John ix: 38–And he said, Lord, I believe. And he worshipped him. HEB. 1: 6- When he bringeth the First-begotten into the world, he saith, Let all the angels

of God worship him.

The sum of the gospel is the Saviour:—the Saviour in the fullness of his grace, and the perfection of his glories. The richest gems it contains were designed to adorn and beautify for ever the crown he wears. And if we love Him, we shall love, also, to gather them up again and again, and plant them anew on his brow, in order to gain fresh views of his divine beauty and excellence. That He is God, absolutely, essentially, and supremely God, we fully believe; and in this belief is our chief joy. Were it gone, our hope in his name would have no strength left as an “anchor of the soul;" and we could not sing the song in which so many have chanted their way to heaven : “Behold, God is my salvation ; I will trust, and not be afraid ; for Jehovah, Jehovah is iny strength and my song ; He also is become my salvation.”

Of course, in every fresh confirmation of his Divinity, which we gain, we add fresh strength to our joy and hope. Hence, the subject is ever welcome to the Christian; and you will, no doubt, my hearers, gladly accompany me, in surveying that strong and unanswerable argument for his Godhead, furnished in the text. I mean,

THE WORSHIP, which the Scriptures uniformly describe as his due, and uniformly describe as paid to Him by all ranks of intelligent creatures. While we glance at this subject, may He whose honor we would vindicate, enable us rightly to understand and improve it.

It is an axiom in theology, and needs no proof, that worship should be rendered to none but God; and that none can rightfully receive it, but He who knows himself to be God. “ Thou shalt worship the Lord thy God; and Him only shalt thou serve,” is a dictate of reason, as well as of revelation. If, then, we find the Scriptures constantly holding up the Saviour as a being who is to be worshipped, and who always has been worshipped by men and angels best acquainted with his character, what follows—what must follow, but that Christ is recognised in the Scriptures as Divine ?

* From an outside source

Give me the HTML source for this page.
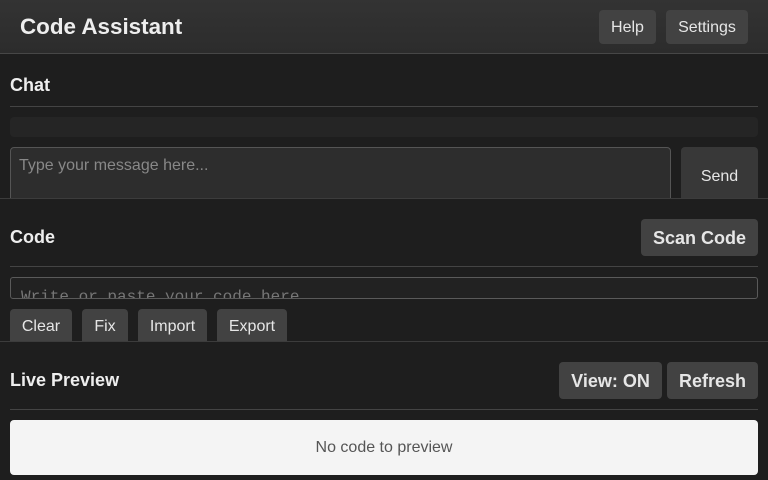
<!DOCTYPE html><html><head><style>
*{box-sizing:border-box;margin:0;padding:0}
body{width:768px;height:480px;overflow:hidden;background:#1e1e1e;font-family:"Liberation Sans",sans-serif;color:#e8e8e8;position:relative}
.a{position:absolute}
.btn{position:absolute;background:#424242;border-radius:4px;color:#e6e6e6;font-size:16px;display:flex;align-items:center;justify-content:center;padding-top:1px}
.line{position:absolute;left:10px;width:748px;height:1px;background:#444}
h2{position:absolute;font-size:18px;font-weight:bold;color:#eee}
</style></head><body>
<div class="a" style="left:0;top:0;width:768px;height:54px;background:linear-gradient(#333,#2c2c2c);border-bottom:1px solid #474747"></div>
<div class="a" style="left:20px;top:14px;font-size:22.4px;font-weight:bold;color:#eee">Code Assistant</div>
<div class="btn" style="left:599px;top:10px;width:57px;height:34px">Help</div>
<div class="btn" style="left:666px;top:10px;width:82px;height:34px">Settings</div>

<h2 style="left:10px;top:75px">Chat</h2>
<div class="line" style="top:106px"></div>
<div class="a" style="left:10px;top:117px;width:748px;height:20px;background:#252525;border-radius:4px"></div>
<div class="a" style="left:10px;top:147px;width:661px;height:60px;background:#2d2d2d;border:1px solid #555;border-radius:4px;padding:9px 8px;color:#888;font-size:16px">Type your message here...</div>
<div class="btn" style="left:681px;top:147px;width:77px;height:60px;background:#383838;align-items:flex-start;padding-top:21px">Send</div>

<div class="a" style="left:0;top:198px;width:768px;height:282px;background:#1e1e1e;border-top:1px solid #3c3c3c"></div>
<h2 style="left:10px;top:227px">Code</h2>
<div class="btn" style="left:641px;top:219px;width:117px;height:37px;font-weight:bold;font-size:18px">Scan Code</div>
<div class="line" style="top:266px"></div>
<div class="a" style="left:10px;top:277px;width:748px;height:22px;border:1px solid #5a5a5a;border-radius:3px;background:#222;overflow:hidden;padding:9px 0 0 10px;font-family:'Liberation Mono',monospace;font-size:16px;color:#777;line-height:20px">Write or paste your code here</div>
<div class="btn" style="left:10px;top:309px;width:62px;height:40px;align-items:flex-start;padding-top:9px">Clear</div>
<div class="btn" style="left:82px;top:309px;width:46px;height:40px;align-items:flex-start;padding-top:9px">Fix</div>
<div class="btn" style="left:138px;top:309px;width:69px;height:40px;align-items:flex-start;padding-top:9px">Import</div>
<div class="btn" style="left:217px;top:309px;width:70px;height:40px;align-items:flex-start;padding-top:9px">Export</div>

<div class="a" style="left:0;top:341px;width:768px;height:139px;background:#1e1e1e;border-top:1px solid #3c3c3c"></div>
<h2 style="left:10px;top:370px">Live Preview</h2>
<div class="btn" style="left:559px;top:362px;width:103px;height:37px;font-weight:bold;font-size:18px">View: ON</div>
<div class="btn" style="left:667px;top:362px;width:91px;height:37px;font-weight:bold;font-size:18px">Refresh</div>
<div class="line" style="top:409px"></div>
<div class="a" style="left:10px;top:420px;width:748px;height:55px;background:#f4f4f4;border-radius:4px;display:flex;align-items:center;justify-content:center;color:#555;font-size:16px;padding-top:1px">No code to preview</div>
</body></html>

Now, what are the facts in the case ? How was he regarded when on earth, by those who best knew his character, and best knew the will of Heaven concerning the measure of honor he should receive? “We have seen his star in the East, and have come to worship Him," said the wise men, who had been conducted by divine guidance from a far country, to render him their homage, while he was a babe in the manger :-and what they had come to do, they did. “When they saw the young child, they fell down, and worshipped Him; and when they had opened their treasures, they presented unto Him giftsgold, and frankincense, and myrrh."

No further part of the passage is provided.